Friday, December 7, 2012

Matching Yarns -- A Tale of Adventure




`Twas brillig, and the slithy toves
  Did gyre and gimble in the wabe:
All mimsy were the borogoves,
  And the mome raths outgrabe.

Or so begins one of my favorite tales of adventure. Lewis Carroll waxed poetic about slaying a beastie -- the Jabberwocky, to be precise. I slayed my own personal Jabberwocky this morning. Yes, I am being overly dramatic. Have you met me?

Last year my great good friend Wally Andersen ordered a hat, a scarf, and a flower pin for his mother for Christmas. I used a beautiful red yarn with a metallic red element in it. Wally loved it. His mom loved it. And then
                                               she lost
                                                             the hat.

So Wally's mom sent the flower pin back to me via Wally, her request being that I make her two hats in the same yarn so that her set would once again be complete and she'd have a backup hat in the event that her hat was misplaced again.
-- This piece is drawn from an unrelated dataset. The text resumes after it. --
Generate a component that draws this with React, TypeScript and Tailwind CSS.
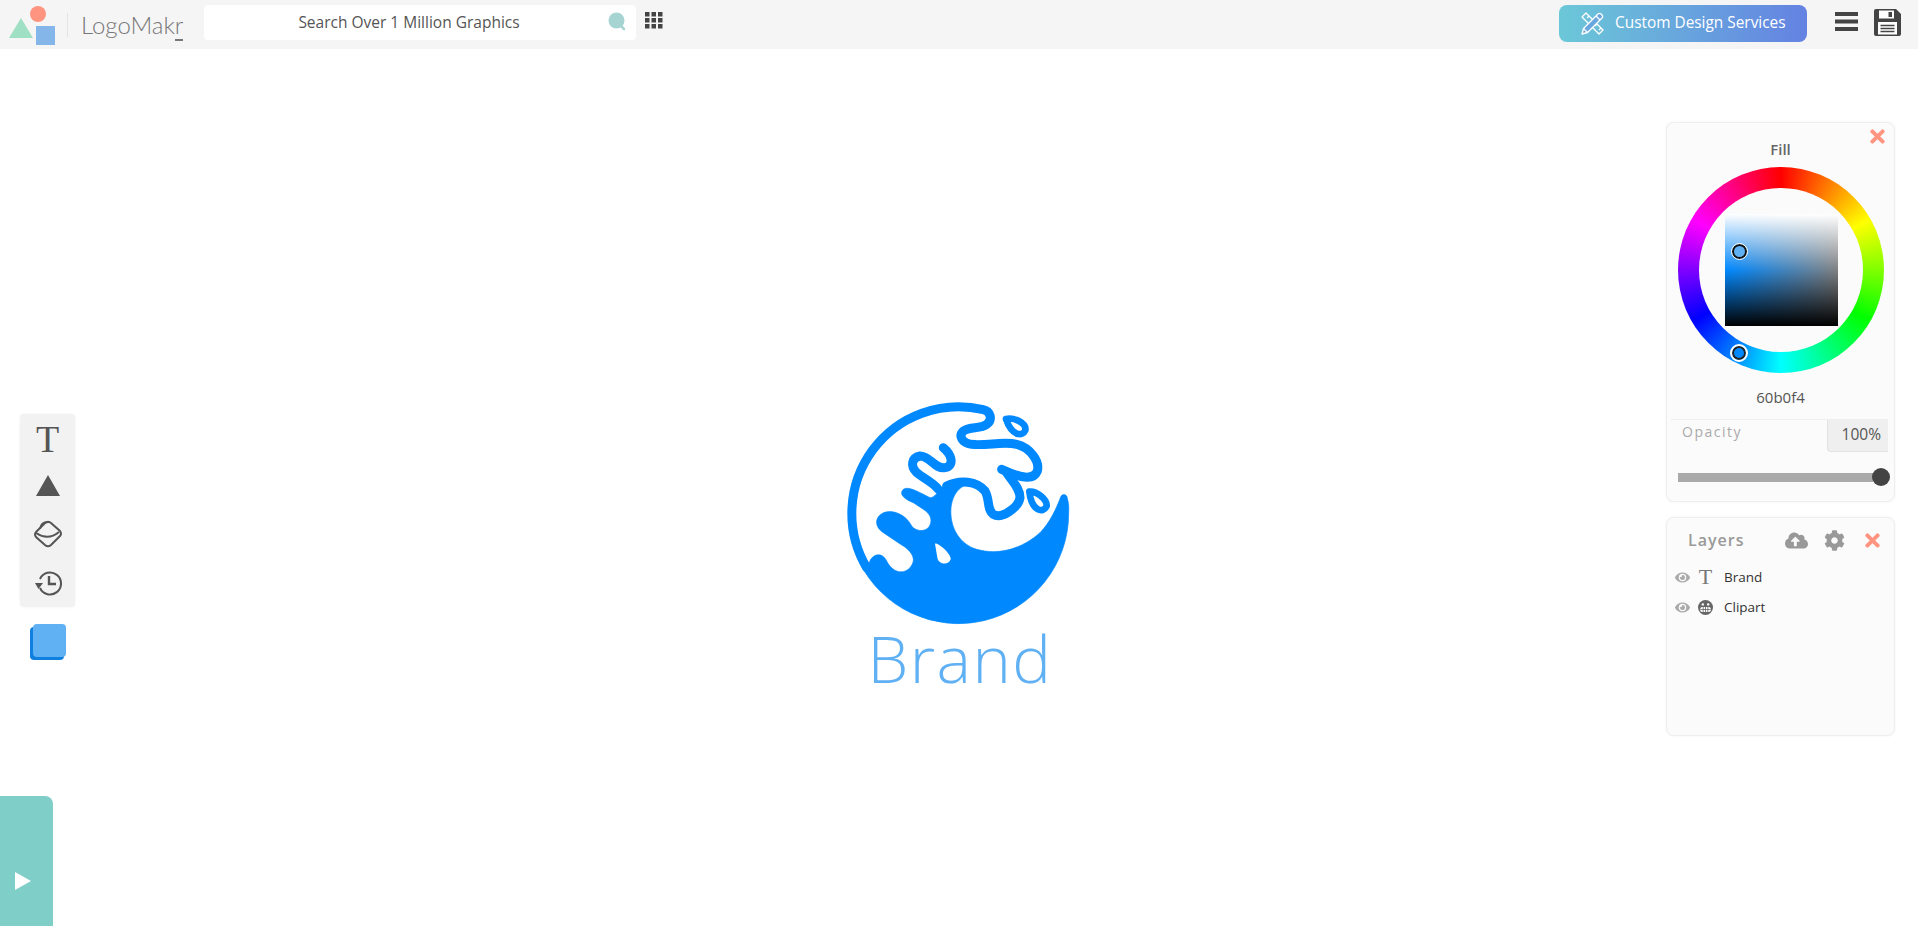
import React from 'react';
import { FaCloudUploadAlt, FaCog, FaEye, FaTimes } from 'react-icons/fa';

const sans = 'font-["Open_Sans",sans-serif]';

const BrandMark = () => (
  <svg viewBox="0 0 56 44" className="w-[56px] h-[44px]">
    <polygon points="9,35 21,15 33,35" fill="#9fe0c4" />
    <circle cx="38" cy="11" r="8" fill="#ff9580" />
    <rect x="36" y="23" width="19" height="19" fill="#85b6ea" />
  </svg>
);

const SplashLogo = () => (
  <svg width="260" height="240" viewBox="0 0 780 720" fill="none">
    <path
      d="M118,515 C125,490 155,480 170,510 C185,540 215,555 240,530 C262,505 245,480 215,462 L160,425 C135,408 135,385 150,372 C175,350 225,365 245,405 C260,425 300,425 303,390 C303,365 280,355 250,335 C225,325 205,310 220,295 C235,285 260,300 300,320 C315,320 325,300 335,290 C365,265 410,262 440,275 C410,275 370,290 363,350 C358,410 390,460 440,475 C510,495 580,470 630,425 C660,395 680,350 692,318 C697,306 712,310 712,322 C718,345 716,355 716,367 A331,331 0 0 1 89,515 Z"
      fill="#0088ff"
      stroke="#0088ff"
      strokeWidth="2"
      strokeLinejoin="round"
    />
    <g stroke="#0088ff" strokeWidth="27" strokeLinecap="round" strokeLinejoin="round">
      <path d="M110,530 A320,320 0 0 1 460,56 C480,60 490,85 470,100 C450,115 420,105 400,120 C385,135 395,155 425,160 C470,165 520,150 560,160 C600,170 630,210 622,240 C610,270 570,260 515,235" />
      <path d="M340,170 C365,190 375,225 345,230 C315,235 300,195 270,195 C245,200 240,225 260,245 C280,262 310,275 325,295" />
      <path d="M350,285 C390,265 440,270 465,300 C480,325 470,355 490,370 C515,385 565,350 570,320 C570,290 545,270 530,245" />
      <path strokeWidth="20" d="M528,84 C550,78 590,95 586,118 C578,138 545,135 528,84 Z" />
      <path strokeWidth="20" d="M598,302 C620,300 652,325 650,345 C640,368 605,362 598,302 Z" />
    </g>
    <path d="M315,458 C325,455 365,490 362,505 C355,525 325,520 322,500 Z" fill="#ffffff" />
  </svg>
);

const BucketIcon = () => (
  <svg width="30" height="28" viewBox="0 0 30 28" fill="none" stroke="#555" strokeWidth="2">
    <path d="M3,12 L12,3 Q15,0.5 18,3 L27,11 Q29,14 27,16 L18,25 Q15,27.5 12,25 L3,17 Q1,14.5 3,12 Z" />
    <path d="M3,13 Q15,21 26,12" />
    <path d="M7,9 Q8,1 17,2" />
  </svg>
);

const HistoryIcon = () => (
  <svg width="28" height="26" viewBox="0 0 28 26" fill="none" stroke="#555" strokeWidth="2">
    <path d="M6,9 A11,11 0 1 1 6,18" />
    <path d="M1,13 L9,13 L4.5,19 Z" fill="#555" stroke="none" />
    <path d="M15,6 V14 H22" strokeWidth="2.4" />
  </svg>
);

const SearchIcon = () => (
  <svg width="19" height="19" viewBox="0 0 19 19">
    <circle cx="8.5" cy="8.5" r="8" fill="#a5d4d2" />
    <path d="M13,14 L16,17" stroke="#a5d4d2" strokeWidth="2.5" strokeLinecap="round" />
  </svg>
);

const GridIcon = () => (
  <svg width="18" height="17" viewBox="0 0 18 17" fill="#444">
    {[0, 6.5, 13].map((x) =>
      [0, 6, 12].map((y) => <rect key={`${x}-${y}`} x={x} y={y} width="4.5" height="4.5" />)
    )}
  </svg>
);

const MenuIcon = () => (
  <svg width="23" height="19" viewBox="0 0 23 19" fill="#444">
    <rect y="0" width="23" height="4" />
    <rect y="7.5" width="23" height="4" />
    <rect y="15" width="23" height="4" />
  </svg>
);

const RulerPencilIcon = () => (
  <svg width="23" height="23" viewBox="0 0 23 23" fill="none" stroke="#fff" strokeWidth="1.3" strokeLinejoin="round">
    <path d="M1,5 L5,1 L22,18 L18,22 Z" />
    <path d="M6,6 L8,4 M10,10 L12,8 M14,14 L16,12 M18,18 L20,16" />
    <path d="M1,22 L2.5,16.5 L17,2 Q18.5,0.8 20,2 L21,3 Q22.2,4.5 21,6 L6.5,20.5 Z" fill="#6aa6de" />
    <path d="M2.5,16.5 L6.5,20.5 M15,4 L19,8" />
  </svg>
);

const FloppyIcon = () => (
  <svg width="27" height="27" viewBox="0 0 27 27">
    <path d="M2,0 H22 L27,5 V25 Q27,27 25,27 H2 Q0,27 0,25 V2 Q0,0 2,0 Z" fill="#444" />
    <rect x="5" y="1.5" width="15" height="8" fill="#fff" />
    <rect x="14.5" y="3" width="3.5" height="5" fill="#444" />
    <rect x="4" y="13" width="19" height="12.5" fill="#fff" />
    <path d="M6.5,16.5 H20.5 M6.5,19.5 H20.5 M6.5,22.5 H20.5" stroke="#444" strokeWidth="1.4" />
  </svg>
);

const TeethFaceIcon = () => (
  <svg width="15" height="15" viewBox="0 0 15 15">
    <circle cx="7.5" cy="7.5" r="7.5" fill="#666" />
    <circle cx="4.8" cy="4.4" r="1.2" fill="#fff" />
    <circle cx="10.2" cy="4.4" r="1.2" fill="#fff" />
    <rect x="2.2" y="7" width="10.6" height="5" rx="2" fill="#fff" />
    <path d="M2.5,9.5 H12.5 M5.2,7 V12 M7.5,7 V12 M9.8,7 V12" stroke="#666" strokeWidth="0.8" />
  </svg>
);

const App: React.FC = () => {
  return (
    <div className={`relative flex flex-col h-screen overflow-hidden bg-white ${sans}`}>
      {/* Header */}
      <div className="flex items-center h-[49px] shrink-0 bg-[#f5f5f5]">
        <BrandMark />
        <div className="w-px h-[24px] ml-[11px] bg-[#e4e4e4]"></div>
        <div className="ml-[13px] w-[110px] text-[24px] leading-none text-[#777] font-['Lato',sans-serif] font-light">
          LogoMak<span className="border-b-2 border-[#777]">r</span>
        </div>
        <div className="flex items-center justify-center relative w-[432px] h-[35px] ml-[13px] -mt-[4px] pr-[22px] pt-[1px] rounded bg-white text-[15.5px] text-[#555]">
          Search Over 1 Million Graphics
          <span className="absolute right-[9px] top-[7px]">
            <SearchIcon />
          </span>
        </div>
        <span className="ml-[9px] -mt-[8px]">
          <GridIcon />
        </span>
        <div className="flex items-center ml-auto -mt-[3px] w-[248px] h-[37px] pl-[22px] gap-[11px] rounded-lg bg-[linear-gradient(to_right,#6bc8d8,#6482e2)] text-[15.4px] text-white">
          <RulerPencilIcon />
          Custom Design Services
        </div>
        <span className="flex ml-[28px] -mt-[6px]">
          <MenuIcon />
        </span>
        <span className="flex ml-[16px] mr-[17px] -mt-[5px]">
          <FloppyIcon />
        </span>
      </div>

      {/* Canvas */}
      <div className="relative flex-1">
        <div className="flex flex-col items-center pt-[342px] pl-[2px]">
          <SplashLogo />
          <div className="-mt-[13px] text-[65px] tracking-[1.5px] leading-[80px] text-[#60b0f4] font-light">
            Brand
          </div>
        </div>

        {/* Left tools */}
        <div className="absolute left-[20px] top-[365px] flex flex-col items-center">
          <div className="flex flex-col items-center w-[55px] h-[193px] rounded bg-[#f2f2f2] shadow-[0_0_3px_rgba(0,0,0,0.06)] text-[#555]">
            <div className="mt-[6px] h-[38px] text-[38px] leading-[38px] font-['Liberation_Serif',serif]">T</div>
            <svg className="mt-[17px]" width="24" height="21" viewBox="0 0 24 21">
              <polygon points="12,0 24,21 0,21" fill="#555" />
            </svg>
            <div className="mt-[24px]">
              <BucketIcon />
            </div>
            <div className="mt-[22px]">
              <HistoryIcon />
            </div>
          </div>
          <div className="relative mt-[17px] w-[36px] h-[36px]">
            <div className="absolute left-0 top-[3px] w-[34px] h-[33px] rounded bg-[#1080e0]"></div>
            <div className="absolute left-[3px] top-0 w-[33px] h-[33px] rounded bg-[#60b0f4]"></div>
          </div>
        </div>

        {/* Right panels */}
        <div className="absolute right-[23px] top-[73px] flex flex-col gap-[15px] w-[229px]">
          <div className="relative h-[380px] rounded-lg border border-[#eeeeee] bg-[#fbfbfb] shadow-[0_0_3px_rgba(0,0,0,0.05)]">
            <FaTimes className="absolute right-[6px] top-[3px] text-[#ff9580]" size={21} />
            <div className="mt-[16px] h-[20px] text-center text-[15px] font-semibold leading-[20px] text-[#666]">Fill</div>
            <div className="relative flex items-center justify-center mx-auto mt-[8px] w-[206px] h-[206px] rounded-full bg-[conic-gradient(#ff0000,#ffff00,#00ff00,#00ffff,#0000ff,#ff00ff,#ff0000)]">
              <div className="flex items-center justify-center w-[164px] h-[164px] rounded-full bg-[#fbfbfb]">
                <div className="ml-[1px] w-[113px] h-[112px] bg-[linear-gradient(to_bottom,#ffffff,transparent_50%,#000000),linear-gradient(to_right,#0088ff,#808080)]"></div>
              </div>
              <div className="absolute left-[54px] top-[77px] w-[15px] h-[15px] rounded-full border-2 border-[#111] bg-[#60b0f4] outline-1 outline-white"></div>
              <div className="absolute left-[54px] top-[179px] w-[14px] h-[14px] rounded-full border-2 border-[#222] bg-[#0088ff] outline-2 outline-white"></div>
            </div>
            <div className="mt-[14px] h-[20px] text-center text-[15px] leading-[20px] text-[#555]">60b0f4</div>
            <div className="flex justify-between mt-[12px] ml-[4px] mr-[6px] h-[33px] border-t border-[#eeeeee]">
              <span className="ml-[11px] mt-[1px] text-[14px] tracking-[1.5px] text-[#aaa]">Opacity</span>
              <span className="w-[61px] pr-[7px] pt-[3px] text-right text-[15.5px] text-[#555] bg-[#efefef] border-b border-l border-[#e2e2e2] rounded-bl">100%</span>
            </div>
            <div className="flex items-center mt-[16px] ml-[11px] mr-[4px] h-[18px]">
              <div className="flex-1 h-[9px] bg-[#aaaaaa]"></div>
              <div className="w-[18px] h-[18px] -ml-px rounded-full bg-[#444]"></div>
            </div>
          </div>

          <div className="relative h-[219px] rounded-lg border border-[#eeeeee] bg-[#fbfbfb] shadow-[0_0_3px_rgba(0,0,0,0.05)]">
            <div className="flex items-center mt-[10px] h-[24px] pl-[21px]">
              <span className="w-[97px] text-[16px] font-semibold tracking-[1px] text-[#999]">Layers</span>
              <FaCloudUploadAlt className="text-[#999]" size={23} />
              <FaCog className="ml-[16px] text-[#999]" size={21} />
              <FaTimes className="ml-[17px] text-[#ff9580]" size={21} />
            </div>
            <div className="mt-[10px]">
              <div className="flex items-center h-[30px] pl-[8px] text-[13.5px] text-[#333]">
                <FaEye className="text-[#aaa]" size={15} />
                <span className="ml-[8px] w-[15px] text-center text-[22px] leading-none text-[#777] font-['Liberation_Serif',serif]">T</span>
                <span className="ml-[11px]">Brand</span>
              </div>
              <div className="flex items-center h-[30px] pl-[8px] text-[13.5px] text-[#333]">
                <FaEye className="text-[#aaa]" size={15} />
                <span className="ml-[8px] flex">
                  <TeethFaceIcon />
                </span>
                <span className="ml-[11px]">Clipart</span>
              </div>
            </div>
          </div>
        </div>

        {/* Animation drawer */}
        <div className="absolute left-0 bottom-0 flex items-center pl-[15px] w-[53px] h-[130px] rounded-tr-lg bg-[#80cec8]">
          <svg className="mt-[40px]" width="16" height="18" viewBox="0 0 16 18">
            <polygon points="0,0 16,9 0,18" fill="#fff" />
          </svg>
        </div>
      </div>
    </div>
  );
};

export default App;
Easy, right?

Yarns are, of course, dyed in batches. The dye for these batches is mixed via a recipe, but if you've ever been to a church or school function where all of the desserts are made from the same recipe but by different bakers, you know that not all incarnations of that recipe come out exactly the same. Or even close.This is how my mother became famous for her fudge slices, which have always been far superior to any other baker's rendition of the same recipe, but that's another story for another day. The labels on most skeins of mass produced yarn are imprinted with a dye lot number so the stitcher can purchase multiple skeins from the same batch, thus ensuring that the color matches exactly. Some brands have no dye lot, in some mystical way guaranteeing that any skein one purchases from any batch of this yarn will magically match. But matching dye lots is the most failsafe way of getting the same color.


Yesterday I took a trip to Michael's in Lakeview to match the yarn from Mother Andersen's flower pin. Let's just look at the bigger picture here. I went to a craft store, located in a largely gay neighborhood in the third most populous city in the nation, in early December, to purchase a specific and one-year-old shade of sparkly red yarn. "'Twas brillig, and the slithy toves did gyre and gimble in the wabe."

Michael's didn't have red yarn in the brand I was looking for. They had black shimmer, magenta shimmer, turquoise shimmer -- no red shimmer. Several other brands had red shimmer yarn, so I checked them all out. This one's too bright. That one's too bluish. The one over there is a garish color of red not even found in nature. I even thought I could mix a flat red with a metallic red of a different brand to achieve my color of choice. To no avail.

I had decided I would make a voyage to the JoAnn Fabrics on Elston Avenue -- or, as I call it, the Disneyland of Yarn -- over the weekend to see if they could bail me out with some closely matching yarn. The only flaw in that plan is that I rely on public transportation, and going from Rogers Park to Elston Avenue via CTA is a one-hour, two-busses-and-a-train investment each way. But I adore Wallace Soren Andersen, so it was an investment that I was willing to make.

And then this morning, I remembered something wonderful. My mother, the one who makes the best fudge slices in the known universe, had taken me to Hobby Lobby in Batavia last month and purchased for me $50 worth of the yarn of my choice. And one of the skeins of the yarn of my choice was... Red. Shimmer. Yarn. And it matches pretty closely to Mrs. Andersen's flower. Pardon my last-minute mixing of tales of adventure, but to quote Dorothy Gale, "There's no place like home."